It's been over a year since Apple killed the headphone jack, but many of us are still in mourning. Some are even considering switching to Android for no reason other than that one major manufacturer is still including a decent analog output in their device. Luckily, there's no need to ditch the iPhone just for a headphone jack and audiophile quality audio; recently, we have been looking into the best ways to elevate the Apple user's portable music expertise to audiophile standards. This week, we're taking a look at one of the most portable DAC/amps on the market, the Oppo HA-2SE. Though it's a great option for those who prioritize portability, we find that pocketability is not without some compromises.

Oppo may be most widely known for their high-end blu-ray players and smartphones, but they’re also an audiophile brand. Their portable planar magnetic headphones and desktop amplifiers are regularly discussed in the audiophile community, but perhaps their most interesting product was the HA-2, an iOS-compatible portable headphone DAC and amplifier with a clean aluminum design, wrapped in leather for an “executive” look. The HA-2 was, unfortunately, not ideal for some users, who reported noise when it was used with high-sensitivity in-ear headphones. This year, Oppo updated the HA-2 with the HA-2SE. 

The “SE” in the HA-2SE’s name stands for “Special Edition.” It’s identical to its predecessor except, according to Oppo, for an updated DAC chip and lower noise floor for better compatibility with sensitive IEMs. The device is beautifully designed; its all-aluminum body is just slightly thicker than an iPhone, with polished chamfering around all exposed edges and a real leather sleeve around the rest. Inside, alongside all its electronics, Oppo has crammed a 3000 mAh battery. Though the HA-2SE’s looks are complemented by the luxury leather wrap, the material adds about two millimetres of width to the HA-2SE on either side. We would have happily traded this opulence for a slightly thicker housing and higher-capacity battery. In addition, we found that the polished edges of the HA-2SE didn’t hold up well to long-term use as well as we would have liked; the metal is relatively soft and collected small scratches over time.

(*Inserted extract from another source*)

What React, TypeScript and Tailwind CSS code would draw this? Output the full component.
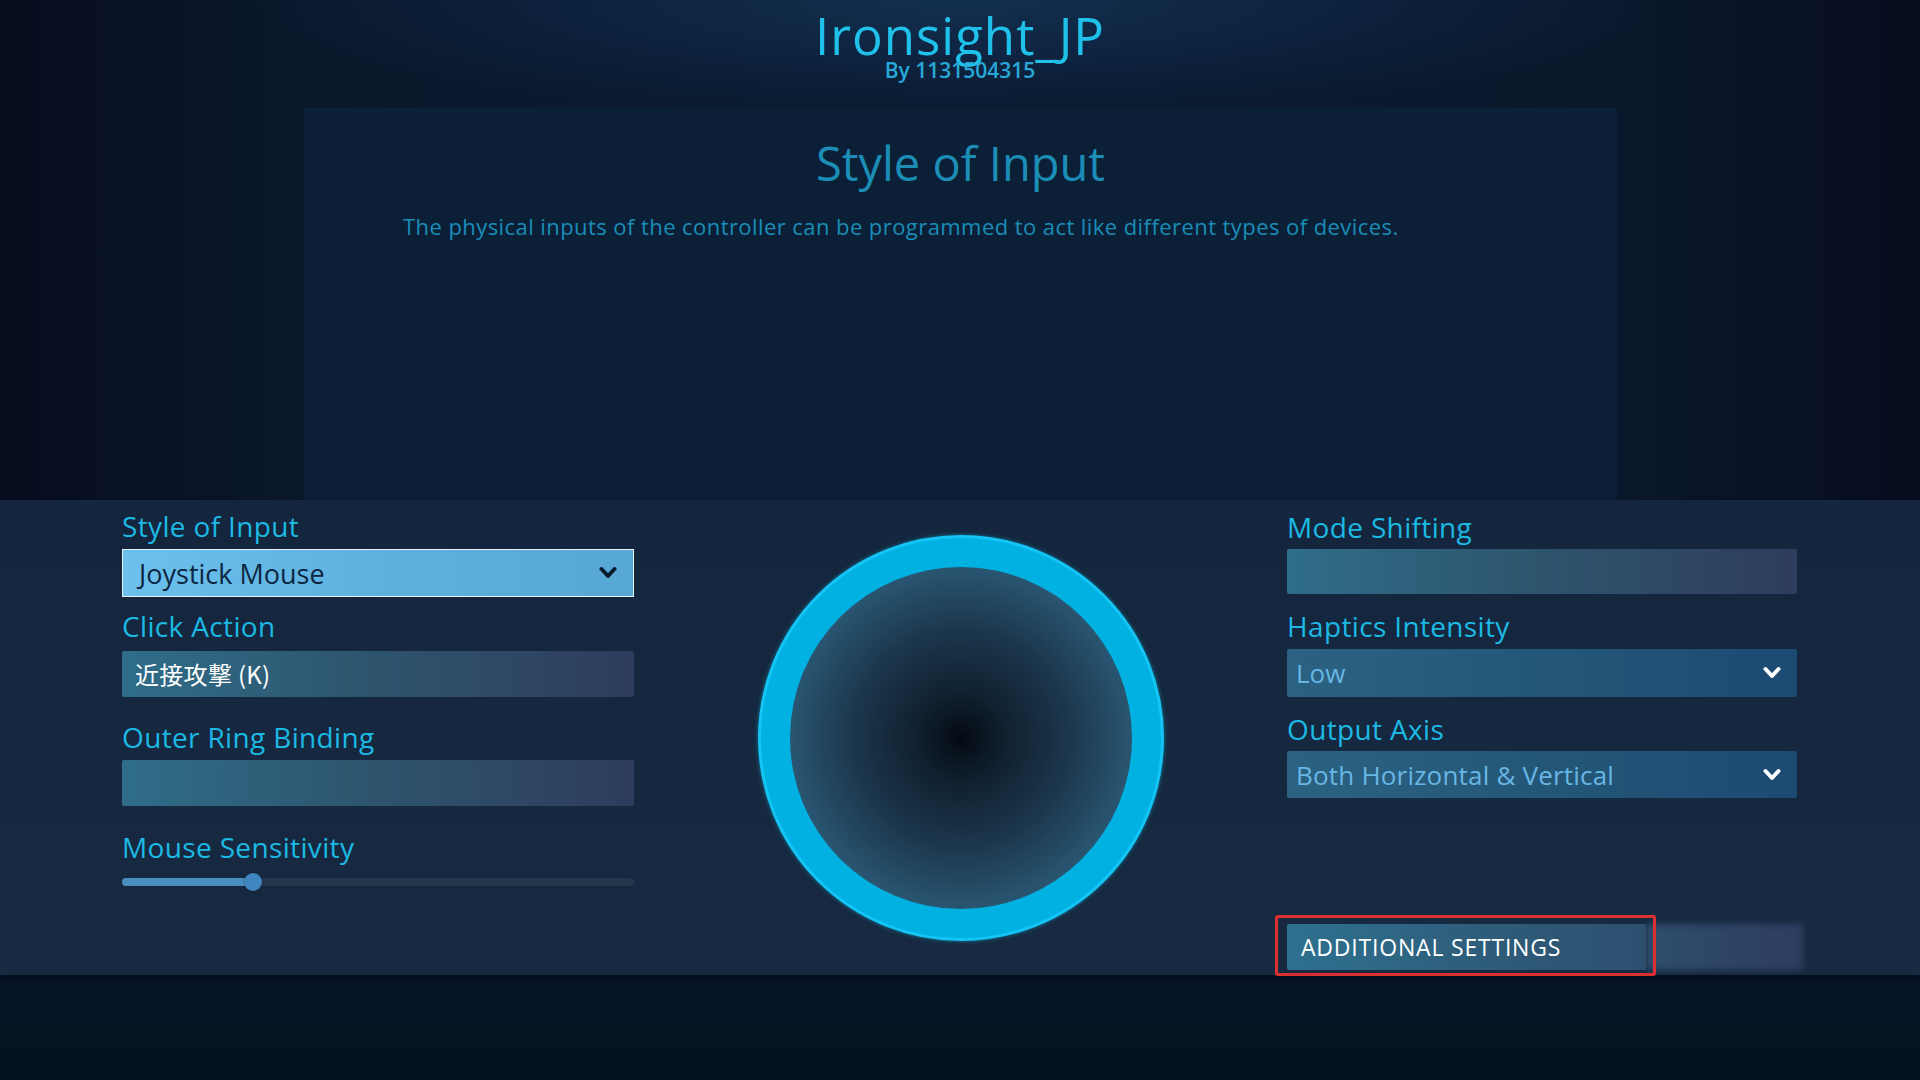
import React from "react";

function Chevron({ color }: { color: string }) {
  return (
    <svg width="18" height="14" viewBox="0 0 18 14" className="shrink-0">
      <polyline points="2.5,3 9,10 15.5,3" fill="none" stroke={color} strokeWidth="4" strokeLinecap="round" strokeLinejoin="round" />
    </svg>
  );
}

function Label({ children, className = "" }: { children: React.ReactNode; className?: string }) {
  return <div className={"text-[28px] leading-[36px] tracking-[0.35px] text-[#1cb9e4] whitespace-nowrap " + className}>{children}</div>;
}

export default function App() {
  return (
    <div className="w-[1920px] h-[1080px] overflow-hidden flex flex-col font-['Open_Sans','Noto_Sans_CJK_JP',sans-serif] bg-[#061426]">
      {/* Top area */}
      <div className="h-[500px] flex flex-col bg-[linear-gradient(90deg,#080d1f_0%,#0a182c_16%,#0a1a2e_50%,#0a182c_84%,#080d1f_100%)]">
        <header className="h-[108px] flex flex-col items-center pt-[5px] bg-[radial-gradient(ellipse_700px_120px_at_50%_0%,#12304e_0%,#0e2442_45%,rgba(11,26,54,0)_100%)]">
          <h1 className="text-[51px] leading-[60px] text-[#1fc1ea] tracking-[1px]">Ironsight_JP</h1>
          <div className="-mt-[5px] text-[21px] leading-[20px] font-semibold text-[#27a8d8]">By 1131504315</div>
        </header>
        <div className="ml-[304px] w-[1313px] flex-1 bg-[#0b2036] flex flex-col pt-[32px]">
          <h2 className="text-center text-[47px] leading-[47px] text-[#1b8db6]">Style of Input</h2>
          <p className="mt-[28px] pl-[99px] text-[22px] leading-[22px] tracking-[0.43px] text-[#1a8db8] whitespace-nowrap">
            The physical inputs of the controller can be programmed to act like different types of devices.
          </p>
        </div>
      </div>

      {/* Controls area */}
      <div className="h-[475px] flex bg-[linear-gradient(180deg,#13263d_0%,#172a41_100%)] shadow-[0_3px_6px_rgba(0,0,0,0.45)] relative z-10">
        {/* Left column */}
        <div className="ml-[122px] w-[512px] flex flex-col">
          <Label className="mt-[8px]">Style of Input</Label>
          <div className="mt-[5px] h-[48px] border border-[#e6f3fb] bg-[linear-gradient(90deg,#6cc0ed_0%,#5eb1de_50%,#56a7d4_100%)] flex items-center justify-between pl-[16px] pr-[16px]">
            <span className="text-[27px] leading-none text-[#0d2640]">Joystick Mouse</span>
            <Chevron color="#0b1b2e" />
          </div>
          <Label className="mt-[11px]">Click Action</Label>
          <div className="mt-[7px] h-[46px] rounded-[2px] bg-[linear-gradient(90deg,#2f6d89_0%,#2e566f_45%,#2e3c5d_100%)] flex items-center pl-[13px]">
            <span className="text-[24px] leading-none text-white tracking-[0.3px] font-['Noto_Sans_CJK_JP','Open_Sans',sans-serif]">近接攻撃 (K)</span>
          </div>
          <Label className="mt-[22px]">Outer Ring Binding</Label>
          <div className="mt-[5px] h-[46px] rounded-[2px] bg-[linear-gradient(90deg,#2f6d89_0%,#2e566f_45%,#2e3c5d_100%)]" />
          <Label className="mt-[23px]">Mouse Sensitivity</Label>
          <div className="mt-[7px] h-[20px] flex items-center">
            <div className="relative w-full h-[8px] rounded-full bg-[#22374c]">
              <div className="h-full w-[131px] rounded-l-full bg-[#4a8dbf]" />
              <div className="absolute left-[122px] top-[-5px] w-[18px] h-[18px] rounded-full bg-[#3f86bf] shadow-[0_0_2px_rgba(0,0,0,0.4)]" />
            </div>
          </div>
        </div>

        {/* Center stick */}
        <div className="flex-1 flex items-center justify-center">
          <div className="w-[406px] h-[406px] rounded-full bg-[#00b1e2] border-[3px] border-[#14c4f4] flex items-center justify-center shadow-[0_0_4px_rgba(20,196,244,0.5)]">
            <div className="w-[342px] h-[342px] rounded-full bg-[radial-gradient(circle,#040a13_0%,#10202f_18%,#1c374d_45%,#2a5773_72%,#346b8a_100%)]" />
          </div>
        </div>

        {/* Right column */}
        <div className="w-[510px] mr-[123px] flex flex-col">
          <Label className="mt-[9px]">Mode Shifting</Label>
          <div className="mt-[4px] h-[45px] rounded-[2px] bg-[linear-gradient(90deg,#2f6d89_0%,#2e566f_45%,#2e3c5d_100%)]" />
          <Label className="mt-[14px]">Haptics Intensity</Label>
          <div className="mt-[5px] h-[48px] rounded-[2px] bg-[linear-gradient(90deg,#2b6282_0%,#245777_50%,#1b4a73_100%)] flex items-center justify-between pl-[9px] pr-[16px]">
            <span className="text-[26px] leading-none text-[#68b6e4]">Low</span>
            <Chevron color="#ffffff" />
          </div>
          <Label className="mt-[14px]">Output Axis</Label>
          <div className="mt-[4px] h-[47px] rounded-[2px] bg-[linear-gradient(90deg,#2b6282_0%,#245777_50%,#1b4a73_100%)] flex items-center justify-between pl-[9px] pr-[16px]">
            <span className="text-[26px] leading-none tracking-[0.2px] text-[#68b6e4]">Both Horizontal &amp; Vertical</span>
            <Chevron color="#ffffff" />
          </div>
          <div className="mt-[126px] h-[46px] relative flex -mr-[6px]">
            <div className="w-[359px] h-full rounded-l-[2px] bg-[linear-gradient(90deg,#2e7190_0%,#2e5b78_60%,#2e5070_100%)] flex items-center pl-[14px]">
              <span className="text-[23px] leading-none text-white tracking-[0.8px]">ADDITIONAL SETTINGS</span>
            </div>
            <div className="flex-1 h-full bg-[linear-gradient(90deg,#2e4d6c_0%,#2f3d5f_100%)] blur-[3px]" />
            <div className="absolute left-[-12px] top-[-9px] w-[381px] h-[61px] border-[3px] border-[#dc3030] rounded-[3px]" />
          </div>
        </div>
      </div>

      {/* Footer */}
      <div className="flex-1 bg-[linear-gradient(180deg,#061427_0%,#05121f_100%)]" />
    </div>
  );
}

The HA-2SE is a versatile device, though it does not afford the user as many options as the RHA Dacamp L1 we recently reviewed. The HA-2SE has three input options: a full-size USB port for iOS input (and mobile device charging), a micro USB port for PC, Mac, and Android input, and a standard 3.5mm analog jack for Line In. The ports are labeled A, B, and C respectively, and are selected using a small slider located on the bottom of the device. Located on the side of the HA-2SE are a two-position gain switch, bass boost switch, and a button to check battery level and toggle power bank mode. Four green LEDs indicate battery level, and a fifth blue LED indicates when power bank mode is activated. Though it’s possible to play music while the HA-2SE charges a mobile device, this will obviously reduce its battery dramatically. The HA-2SE does not support pass-through charging; it’s our understanding that it can be harmful to the battery.

Included with the HA-2SE is everything you need to use the HA-2SE with almost any portable source. In the box are short USB-A to Lightning cable, micro USB OTG cable, 3.5mm analog cable, and two silicone bands. The HA-2SE has an additional trick up its sleeve — Oppo includes a special charger and charging cable that can take advantage of the company’s proprietary “VOOC” charging system. With a crazy four amp output, this charger can bring the HA-2SE from zero to 100% charge in just 90 minutes but, unfortunately, can only be used with Oppo devices. Of course, the HA-2SE will also charge using any normal micro USB charger, just not as quickly.

The HA-2SE comes with nice specs for a device in this price range. It uses the modern ESS Sabre32 Reference ES9028-Q2M DAC and supports high-res audio up to 32-bit/384khz PCM and, if you’re into this kind of thing, DSD up to DSD256. Its Class-AB amplifier has an advertised power of 300 mW into 16 ohm, 220 mW into 32 Ohm, and 30 mW into 300 ohm headphones with two gain settings. Inside is also a 3000 mAh battery, all in a package that’s just slightly thicker than an iPhone, and weighs just 175 grams. In regular use we found — unsurprisingly — that the HA-2SE’s battery life can vary greatly depending on how hard you’re pushing the amp, whether the DAC is active, and whether power bank mode is activated. Oppo advertises 13 hours of juice when using the amp only but much less when the DAC is in use. We mostly used the HA-2SE connected to the iPhone’s Lightning port; on low gain at reasonable volumes, we got around the promised 7 hours of life.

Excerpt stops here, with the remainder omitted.